--- Given request ---
Retype the opening lines of the data exactly, stopping after the line that contains "</style></head><body>". Skip every picture.

--- Supplied data ---

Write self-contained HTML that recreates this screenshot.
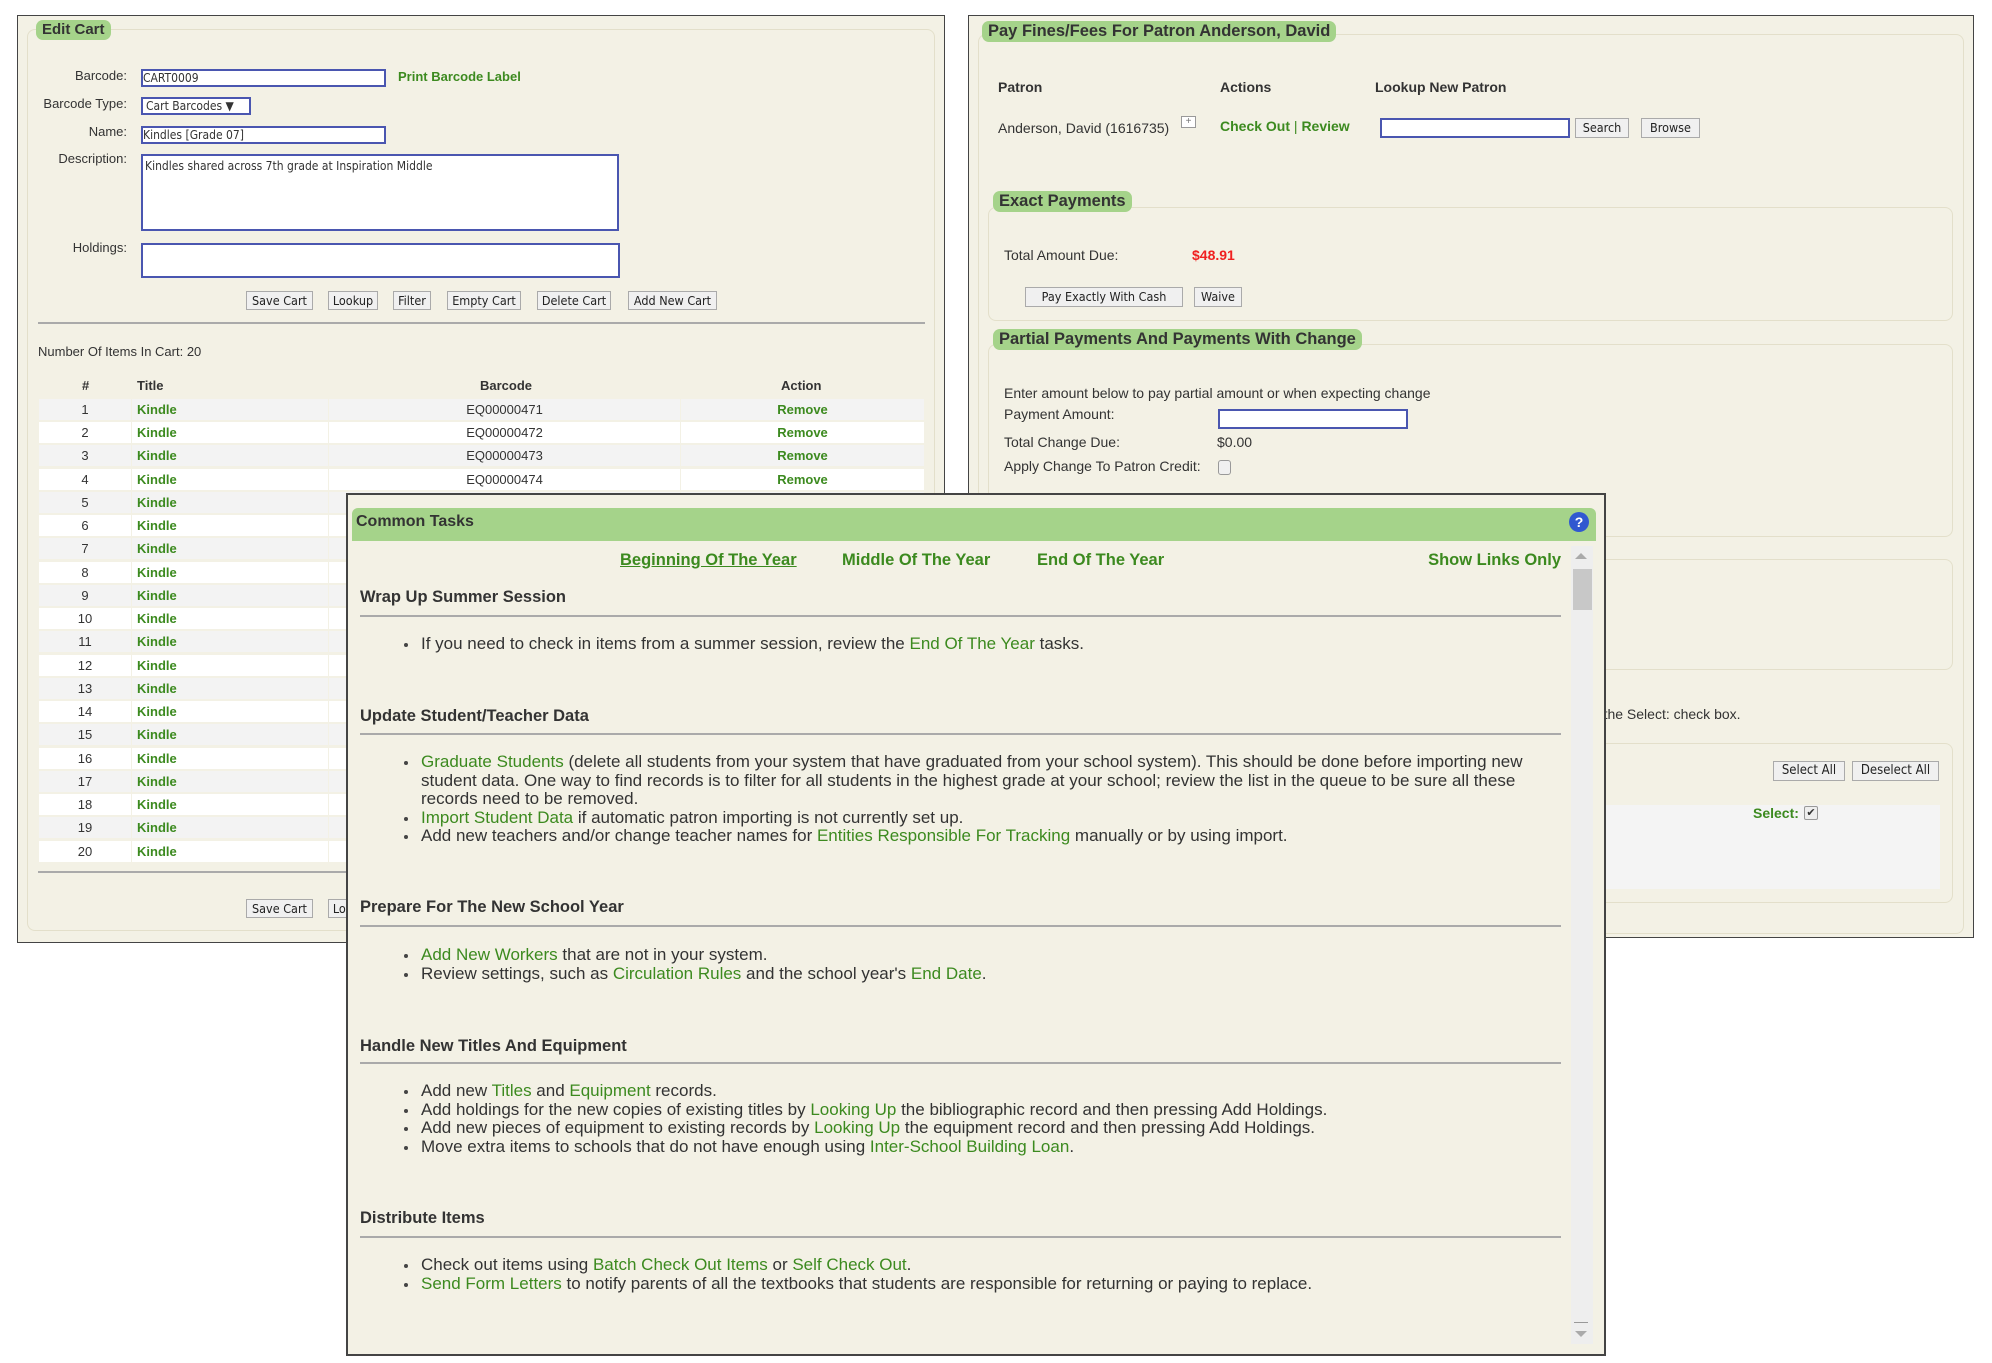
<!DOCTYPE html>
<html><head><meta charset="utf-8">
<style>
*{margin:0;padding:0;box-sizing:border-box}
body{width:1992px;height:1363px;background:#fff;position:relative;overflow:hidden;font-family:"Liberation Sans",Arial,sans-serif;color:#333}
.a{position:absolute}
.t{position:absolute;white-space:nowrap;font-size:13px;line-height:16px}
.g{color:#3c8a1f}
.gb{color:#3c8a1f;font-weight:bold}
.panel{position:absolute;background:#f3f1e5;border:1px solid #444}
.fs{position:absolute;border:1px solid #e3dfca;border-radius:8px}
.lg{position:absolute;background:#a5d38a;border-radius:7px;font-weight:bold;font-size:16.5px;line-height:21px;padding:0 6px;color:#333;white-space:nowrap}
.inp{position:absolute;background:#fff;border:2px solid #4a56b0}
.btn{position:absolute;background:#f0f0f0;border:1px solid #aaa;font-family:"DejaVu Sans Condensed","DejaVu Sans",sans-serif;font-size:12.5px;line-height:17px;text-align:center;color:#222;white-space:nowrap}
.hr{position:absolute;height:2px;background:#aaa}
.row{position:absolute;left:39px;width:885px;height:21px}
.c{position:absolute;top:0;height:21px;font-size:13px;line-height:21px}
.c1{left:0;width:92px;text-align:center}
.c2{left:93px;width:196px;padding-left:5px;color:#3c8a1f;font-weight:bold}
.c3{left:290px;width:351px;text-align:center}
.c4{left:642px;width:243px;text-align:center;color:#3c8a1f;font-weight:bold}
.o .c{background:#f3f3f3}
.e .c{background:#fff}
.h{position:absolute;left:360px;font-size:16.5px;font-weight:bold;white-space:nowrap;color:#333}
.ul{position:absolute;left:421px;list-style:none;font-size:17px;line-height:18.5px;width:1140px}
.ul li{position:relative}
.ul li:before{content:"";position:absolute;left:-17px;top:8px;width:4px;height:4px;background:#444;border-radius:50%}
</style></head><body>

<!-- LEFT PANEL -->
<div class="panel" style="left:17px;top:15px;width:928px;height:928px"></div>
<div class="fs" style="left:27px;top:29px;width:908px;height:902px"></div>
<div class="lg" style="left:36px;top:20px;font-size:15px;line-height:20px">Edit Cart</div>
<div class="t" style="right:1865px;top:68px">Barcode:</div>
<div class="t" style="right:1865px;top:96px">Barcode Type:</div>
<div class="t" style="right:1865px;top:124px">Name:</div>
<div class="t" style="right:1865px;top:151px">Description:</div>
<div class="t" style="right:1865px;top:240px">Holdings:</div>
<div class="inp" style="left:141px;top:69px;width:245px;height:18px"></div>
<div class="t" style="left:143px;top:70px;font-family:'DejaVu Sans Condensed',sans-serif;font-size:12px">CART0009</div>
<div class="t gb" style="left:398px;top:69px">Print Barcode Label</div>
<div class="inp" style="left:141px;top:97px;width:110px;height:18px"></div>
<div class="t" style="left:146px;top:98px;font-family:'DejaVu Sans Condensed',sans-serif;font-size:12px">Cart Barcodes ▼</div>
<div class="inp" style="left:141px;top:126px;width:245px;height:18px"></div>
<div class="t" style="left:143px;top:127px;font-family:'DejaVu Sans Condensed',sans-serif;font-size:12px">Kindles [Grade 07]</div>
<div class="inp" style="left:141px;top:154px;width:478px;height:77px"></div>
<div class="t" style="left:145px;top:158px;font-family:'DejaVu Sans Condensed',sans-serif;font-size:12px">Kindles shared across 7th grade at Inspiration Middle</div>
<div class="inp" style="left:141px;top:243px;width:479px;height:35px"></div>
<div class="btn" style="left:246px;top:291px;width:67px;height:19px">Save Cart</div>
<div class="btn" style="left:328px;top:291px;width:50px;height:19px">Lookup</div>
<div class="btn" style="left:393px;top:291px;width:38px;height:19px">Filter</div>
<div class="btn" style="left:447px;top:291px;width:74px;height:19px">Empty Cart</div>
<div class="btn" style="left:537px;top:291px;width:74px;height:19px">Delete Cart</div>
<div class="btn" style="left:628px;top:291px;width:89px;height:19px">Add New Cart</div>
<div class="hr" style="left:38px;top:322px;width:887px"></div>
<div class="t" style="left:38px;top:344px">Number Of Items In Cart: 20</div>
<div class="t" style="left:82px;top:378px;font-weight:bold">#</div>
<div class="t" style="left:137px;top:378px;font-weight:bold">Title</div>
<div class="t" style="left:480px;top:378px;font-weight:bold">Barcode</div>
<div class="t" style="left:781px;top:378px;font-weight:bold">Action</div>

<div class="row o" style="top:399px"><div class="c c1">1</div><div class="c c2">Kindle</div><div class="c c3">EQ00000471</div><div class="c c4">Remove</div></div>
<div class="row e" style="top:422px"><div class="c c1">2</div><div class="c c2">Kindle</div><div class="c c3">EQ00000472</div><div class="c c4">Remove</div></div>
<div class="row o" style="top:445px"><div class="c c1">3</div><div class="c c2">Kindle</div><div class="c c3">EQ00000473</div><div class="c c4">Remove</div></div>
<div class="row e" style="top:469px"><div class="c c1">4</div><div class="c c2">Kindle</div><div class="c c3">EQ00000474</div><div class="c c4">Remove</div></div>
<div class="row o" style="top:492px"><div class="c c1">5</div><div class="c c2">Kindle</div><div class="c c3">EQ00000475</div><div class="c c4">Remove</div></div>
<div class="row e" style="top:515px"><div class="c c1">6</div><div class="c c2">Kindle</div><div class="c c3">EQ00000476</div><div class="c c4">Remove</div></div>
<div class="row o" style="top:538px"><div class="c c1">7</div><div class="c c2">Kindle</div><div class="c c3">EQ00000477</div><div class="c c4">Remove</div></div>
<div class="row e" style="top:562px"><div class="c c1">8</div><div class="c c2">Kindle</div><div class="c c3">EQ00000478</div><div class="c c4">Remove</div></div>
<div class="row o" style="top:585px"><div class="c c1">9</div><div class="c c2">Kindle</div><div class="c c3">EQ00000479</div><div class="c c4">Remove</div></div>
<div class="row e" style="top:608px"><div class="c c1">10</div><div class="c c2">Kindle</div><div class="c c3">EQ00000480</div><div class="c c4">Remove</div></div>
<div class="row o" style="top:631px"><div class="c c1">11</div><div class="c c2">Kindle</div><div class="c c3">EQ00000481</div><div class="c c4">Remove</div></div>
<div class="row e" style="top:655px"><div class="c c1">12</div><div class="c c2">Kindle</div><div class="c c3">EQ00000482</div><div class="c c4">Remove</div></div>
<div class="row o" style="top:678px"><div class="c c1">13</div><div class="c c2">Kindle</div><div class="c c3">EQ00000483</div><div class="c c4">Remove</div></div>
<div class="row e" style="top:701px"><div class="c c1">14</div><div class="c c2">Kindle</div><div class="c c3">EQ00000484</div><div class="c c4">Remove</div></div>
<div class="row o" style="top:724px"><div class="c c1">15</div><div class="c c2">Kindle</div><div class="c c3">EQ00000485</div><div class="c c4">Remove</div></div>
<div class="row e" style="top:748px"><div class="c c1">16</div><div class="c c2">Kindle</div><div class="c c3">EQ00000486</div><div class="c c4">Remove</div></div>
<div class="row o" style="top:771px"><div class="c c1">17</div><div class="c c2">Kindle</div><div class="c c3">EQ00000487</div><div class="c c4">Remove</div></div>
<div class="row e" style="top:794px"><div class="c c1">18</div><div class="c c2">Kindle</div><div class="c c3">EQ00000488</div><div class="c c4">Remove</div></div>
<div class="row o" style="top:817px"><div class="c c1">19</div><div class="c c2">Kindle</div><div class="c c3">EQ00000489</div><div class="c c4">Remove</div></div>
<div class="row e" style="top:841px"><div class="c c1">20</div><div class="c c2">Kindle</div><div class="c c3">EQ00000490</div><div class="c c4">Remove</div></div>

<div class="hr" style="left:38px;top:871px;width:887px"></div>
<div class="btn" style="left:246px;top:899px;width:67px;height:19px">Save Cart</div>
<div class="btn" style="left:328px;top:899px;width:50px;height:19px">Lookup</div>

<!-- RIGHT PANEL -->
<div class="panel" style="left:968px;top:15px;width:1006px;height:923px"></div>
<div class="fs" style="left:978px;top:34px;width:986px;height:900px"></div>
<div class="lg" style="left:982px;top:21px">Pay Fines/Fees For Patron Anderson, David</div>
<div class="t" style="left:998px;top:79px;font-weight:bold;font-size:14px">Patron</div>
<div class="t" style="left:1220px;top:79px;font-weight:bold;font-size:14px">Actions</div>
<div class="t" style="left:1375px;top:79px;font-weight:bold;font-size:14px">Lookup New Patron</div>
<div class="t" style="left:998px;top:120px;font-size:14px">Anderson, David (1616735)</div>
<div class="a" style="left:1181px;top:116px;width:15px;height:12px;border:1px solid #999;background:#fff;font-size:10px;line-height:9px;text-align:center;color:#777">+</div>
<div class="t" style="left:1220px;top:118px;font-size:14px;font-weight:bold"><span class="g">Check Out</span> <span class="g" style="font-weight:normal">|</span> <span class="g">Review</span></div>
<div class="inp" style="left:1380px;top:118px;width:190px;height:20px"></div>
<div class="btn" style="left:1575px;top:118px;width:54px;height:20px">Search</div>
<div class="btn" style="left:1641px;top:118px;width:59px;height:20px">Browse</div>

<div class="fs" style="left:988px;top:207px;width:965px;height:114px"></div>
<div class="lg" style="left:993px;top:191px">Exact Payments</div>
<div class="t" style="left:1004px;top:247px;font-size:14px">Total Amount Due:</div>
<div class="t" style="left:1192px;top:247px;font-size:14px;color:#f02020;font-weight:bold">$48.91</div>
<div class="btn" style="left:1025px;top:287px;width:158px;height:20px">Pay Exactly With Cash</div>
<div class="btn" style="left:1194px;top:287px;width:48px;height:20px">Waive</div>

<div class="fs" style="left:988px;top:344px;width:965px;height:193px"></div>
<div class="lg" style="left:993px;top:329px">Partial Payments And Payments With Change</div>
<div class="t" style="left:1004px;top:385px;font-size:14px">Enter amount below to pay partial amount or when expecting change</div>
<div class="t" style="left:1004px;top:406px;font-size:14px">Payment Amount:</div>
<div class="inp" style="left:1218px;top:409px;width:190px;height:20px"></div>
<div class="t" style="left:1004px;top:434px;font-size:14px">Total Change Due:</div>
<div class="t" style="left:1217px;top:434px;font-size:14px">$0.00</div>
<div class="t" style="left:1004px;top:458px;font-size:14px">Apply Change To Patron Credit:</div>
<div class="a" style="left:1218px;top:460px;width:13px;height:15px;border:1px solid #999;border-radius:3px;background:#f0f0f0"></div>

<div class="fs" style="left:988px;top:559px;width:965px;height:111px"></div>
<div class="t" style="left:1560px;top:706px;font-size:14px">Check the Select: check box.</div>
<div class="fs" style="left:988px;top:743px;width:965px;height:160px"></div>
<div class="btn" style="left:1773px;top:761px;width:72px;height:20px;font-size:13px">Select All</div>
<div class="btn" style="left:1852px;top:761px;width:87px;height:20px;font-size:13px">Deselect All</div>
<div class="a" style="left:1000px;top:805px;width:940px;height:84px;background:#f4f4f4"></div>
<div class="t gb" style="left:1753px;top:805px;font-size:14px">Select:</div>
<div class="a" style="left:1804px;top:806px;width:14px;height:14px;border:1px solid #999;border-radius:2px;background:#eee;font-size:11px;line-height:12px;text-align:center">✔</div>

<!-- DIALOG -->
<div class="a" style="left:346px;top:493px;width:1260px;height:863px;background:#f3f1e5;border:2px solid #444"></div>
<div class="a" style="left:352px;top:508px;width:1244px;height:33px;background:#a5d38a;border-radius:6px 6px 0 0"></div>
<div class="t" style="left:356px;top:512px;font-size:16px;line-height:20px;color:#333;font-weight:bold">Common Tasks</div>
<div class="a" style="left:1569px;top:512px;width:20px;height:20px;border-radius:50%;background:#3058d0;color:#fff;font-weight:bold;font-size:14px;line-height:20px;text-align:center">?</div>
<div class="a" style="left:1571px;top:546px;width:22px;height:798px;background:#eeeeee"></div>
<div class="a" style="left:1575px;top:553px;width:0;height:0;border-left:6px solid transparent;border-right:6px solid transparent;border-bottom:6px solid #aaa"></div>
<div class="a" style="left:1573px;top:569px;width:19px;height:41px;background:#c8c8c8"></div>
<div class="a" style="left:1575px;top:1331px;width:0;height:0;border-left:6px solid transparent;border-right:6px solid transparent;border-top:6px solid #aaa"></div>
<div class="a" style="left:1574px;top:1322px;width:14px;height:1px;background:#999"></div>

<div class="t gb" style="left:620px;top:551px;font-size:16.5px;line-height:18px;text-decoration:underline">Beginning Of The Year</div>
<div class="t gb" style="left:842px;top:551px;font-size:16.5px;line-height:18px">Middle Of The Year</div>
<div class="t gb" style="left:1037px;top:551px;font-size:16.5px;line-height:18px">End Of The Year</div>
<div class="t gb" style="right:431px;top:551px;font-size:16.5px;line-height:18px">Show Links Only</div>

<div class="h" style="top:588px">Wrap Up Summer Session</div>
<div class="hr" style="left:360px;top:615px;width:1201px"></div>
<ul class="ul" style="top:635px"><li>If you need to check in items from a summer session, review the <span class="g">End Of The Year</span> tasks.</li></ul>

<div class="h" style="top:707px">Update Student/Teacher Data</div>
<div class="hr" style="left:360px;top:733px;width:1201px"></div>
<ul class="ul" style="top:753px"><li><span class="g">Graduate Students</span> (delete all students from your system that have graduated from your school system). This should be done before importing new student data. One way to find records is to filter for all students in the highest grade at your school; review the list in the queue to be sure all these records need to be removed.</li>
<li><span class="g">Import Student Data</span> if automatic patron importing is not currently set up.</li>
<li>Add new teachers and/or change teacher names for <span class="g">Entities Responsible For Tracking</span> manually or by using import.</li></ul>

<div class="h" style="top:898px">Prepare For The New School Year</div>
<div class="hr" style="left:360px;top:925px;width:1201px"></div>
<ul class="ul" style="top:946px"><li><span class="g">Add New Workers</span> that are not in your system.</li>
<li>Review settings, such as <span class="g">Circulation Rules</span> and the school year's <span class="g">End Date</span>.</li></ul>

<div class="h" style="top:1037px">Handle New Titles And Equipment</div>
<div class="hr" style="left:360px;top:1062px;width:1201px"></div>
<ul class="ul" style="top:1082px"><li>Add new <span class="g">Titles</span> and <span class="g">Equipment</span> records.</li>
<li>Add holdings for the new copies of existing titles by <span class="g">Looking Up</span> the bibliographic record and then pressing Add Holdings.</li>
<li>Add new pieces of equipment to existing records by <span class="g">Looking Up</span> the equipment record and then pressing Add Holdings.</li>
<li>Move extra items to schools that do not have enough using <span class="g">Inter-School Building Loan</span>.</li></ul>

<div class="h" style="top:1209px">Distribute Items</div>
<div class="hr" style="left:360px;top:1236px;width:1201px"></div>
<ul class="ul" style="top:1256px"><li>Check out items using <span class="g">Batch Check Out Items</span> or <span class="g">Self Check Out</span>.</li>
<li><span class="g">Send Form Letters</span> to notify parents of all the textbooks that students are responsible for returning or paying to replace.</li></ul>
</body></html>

--- Correct response ---
Write self-contained HTML that recreates this screenshot.
<!DOCTYPE html>
<html><head><meta charset="utf-8">
<style>
*{margin:0;padding:0;box-sizing:border-box}
body{width:1992px;height:1363px;background:#fff;position:relative;overflow:hidden;font-family:"Liberation Sans",Arial,sans-serif;color:#333}
.a{position:absolute}
.t{position:absolute;white-space:nowrap;font-size:13px;line-height:16px}
.g{color:#3c8a1f}
.gb{color:#3c8a1f;font-weight:bold}
.panel{position:absolute;background:#f3f1e5;border:1px solid #444}
.fs{position:absolute;border:1px solid #e3dfca;border-radius:8px}
.lg{position:absolute;background:#a5d38a;border-radius:7px;font-weight:bold;font-size:16.5px;line-height:21px;padding:0 6px;color:#333;white-space:nowrap}
.inp{position:absolute;background:#fff;border:2px solid #4a56b0}
.btn{position:absolute;background:#f0f0f0;border:1px solid #aaa;font-family:"DejaVu Sans Condensed","DejaVu Sans",sans-serif;font-size:12.5px;line-height:17px;text-align:center;color:#222;white-space:nowrap}
.hr{position:absolute;height:2px;background:#aaa}
.row{position:absolute;left:39px;width:885px;height:21px}
.c{position:absolute;top:0;height:21px;font-size:13px;line-height:21px}
.c1{left:0;width:92px;text-align:center}
.c2{left:93px;width:196px;padding-left:5px;color:#3c8a1f;font-weight:bold}
.c3{left:290px;width:351px;text-align:center}
.c4{left:642px;width:243px;text-align:center;color:#3c8a1f;font-weight:bold}
.o .c{background:#f3f3f3}
.e .c{background:#fff}
.h{position:absolute;left:360px;font-size:16.5px;font-weight:bold;white-space:nowrap;color:#333}
.ul{position:absolute;left:421px;list-style:none;font-size:17px;line-height:18.5px;width:1140px}
.ul li{position:relative}
.ul li:before{content:"";position:absolute;left:-17px;top:8px;width:4px;height:4px;background:#444;border-radius:50%}
</style></head><body>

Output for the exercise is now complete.